Protesters in Bahrain took to the streets to express solidarity with political prisoners and demand their immediate release.

As the ruling Al Khalifa regime continues to crack down on human rights activists and opposition leaders in the tiny Persian Gulf kingdom, the protesters participate in a rallies in a show of support for political prisoners.

Protesters held rallies across the country on Friday evening under the banner “Friday of Prisoners’ Rage,” denouncing Bahraini authorities’ mistreatment of detained activists and their deplorable conditions in detention centers, especially in light of the coronavirus pandemic.

In the villages of al-Malkiya, al-Maqsha, Southern Sehla, Diraz, Bu Quwah, and al-Dair, demonstrators waved Bahraini flags and chanted anti-regime slogans, demanding the inmates’ immediate release.

The participants held Bahrain’s ruler, King Hamad bin Isa Al Khalifa, entirely responsible for the safety of political prisoners held in overcrowded prisons.

The coronavirus pandemic, according to protesters, has worsened the plight of the inmates, some of whom have died as a result of the extremely infectious respiratory disease.

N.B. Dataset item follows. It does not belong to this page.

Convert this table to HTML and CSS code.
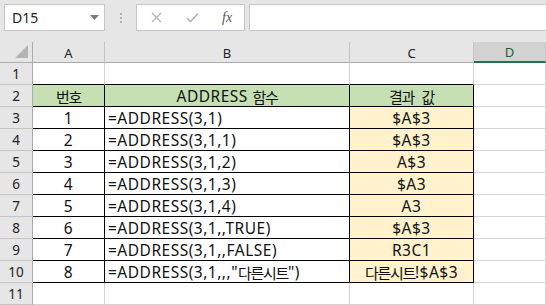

Bahrainis also held similar protests in the villages of Abu Saiba, Shakhurah, al-Markh, Nuwaidrat, Shahrakan, and Tubli, as well as the towns of Salmabad and Sanad, holding up photos of their imprisoned loved ones and prominent opposition figures, including Zakia al-Barbouri, who was sentenced to five years in prison on February 6, 2019, and had her citizenship revoked in the same month.

Sheikh Isa Qassim, Bahrain’s most influential Shiite cleric, on Thursday, warned that political dissidents in Bahraini prisons face death and requested their immediate release.

The senior cleric called on the ruling Al Khalifa regime to choose between the deaths of the dissident inmates and their release in a statement carried by the Arabic-language Bahrain Mirror news website.

“One of the worst things the Bahraini government does is use prisoners as political bargaining, especially now that the coronavirus (pandemic) is attacking (Bahrain’s) prisons,” the senior cleric continued.

Demonstrations in Bahrain have been held on a regular basis ever since a popular uprising began in mid-February 2011.

The participants demand that the Al Khalifa regime relinquish power and allow a just system representing all Bahrainis to be established.

Manama, however, has gone to great lengths to clamp down on any sign of dissent.

On March 14, 2011, troops from Saudi Arabia and the United Arab Emirates were deployed to assist Bahrain in its crackdown.

On March 5, 2017, Bahrain’s parliament approved the trial of civilians at military tribunals in a measure blasted by human rights campaigners as being tantamount to imposition of an undeclared martial law countrywide.

King Hamad ratified the constitutional amendment on April 3, 2017.